We enter a large pastel blue building in search of a bathroom. There is no bathroom, but we are drawn upstairs anyway, to its airy openness above the market, its windows open to the river and to the rainforest across. I stagger to a heavy wooden table, plunk into a sturdy chair and lay my head on the table. It was crazy, “louco”, I think, of us to come here to Brazil, where we know hardly speak Portuguese. I feel like a greasy exploitive gringo who only spreads frustration. My need to go to the bathroom has dissipated, but my need to talk is urgent. Verbal diarrhea ensues.

Its hard to be in a place we are so obviously different. Our far-awayness is evident to all by the pale colour of our skin, the practical plainness of our clothes, and the fact that our Portuguese is sub-par. Especially frustrating for me is not being able to converse with anyone. Every interaction is a struggle to communicate. I talk my frustrations away. After a trip to the washroom and a bottle of water, I am renewed. We head for some food.

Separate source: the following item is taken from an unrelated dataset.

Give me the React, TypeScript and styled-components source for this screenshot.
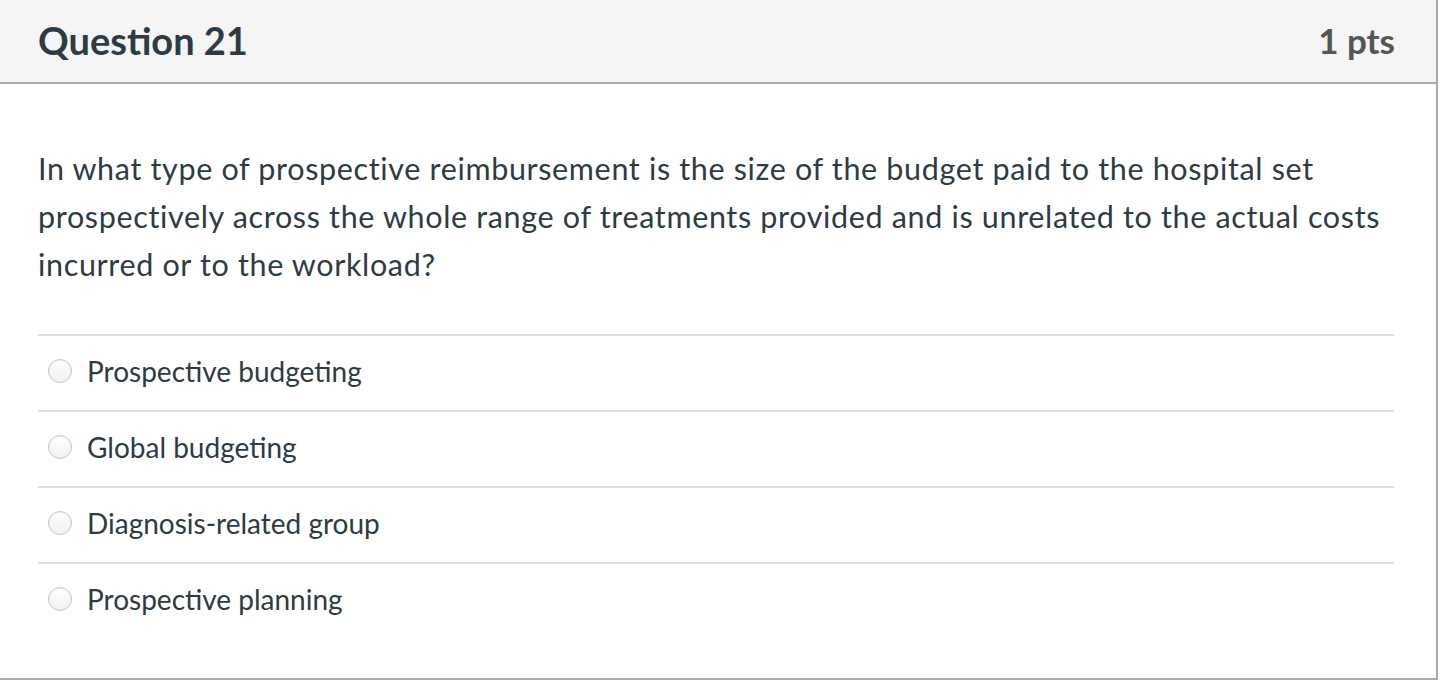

Pirucu de Casaca is a blend of pirucu fish, manioc flours, coconut milk, palm oil and banana. It has a happy, funky (the good kind of funky) flavour. James has Manicoba, a strong, heavily smoked stew made from manioc leaves, with sausages and other unidentifiable meats. It’s the colour of blackened spinach, and its taste is reminiscent of cigarrettes. I am impressed with how much he eats, considering the dish tastes like vegetables and charcoal. After this, we treat ourselves to passionfruit and acai gelato. The passionfruit is startlingly refreshing, vibrant and yet soothing to the palate. The acai (ah-say-ee), a deep aubergine colour, is creamy, wheaty and full bodied. I like it a lot.

In the evening we go on a sunset cruise down the river. There is a mild breeze as an energetic couple shows us traditional Brazilian dancing and costumes. The two person band plays a samba tune, and James and I get up to dance in a circle with strangers. The sun sets magenta over the Amazon canopy, and I think, “What was all the fuss before about?”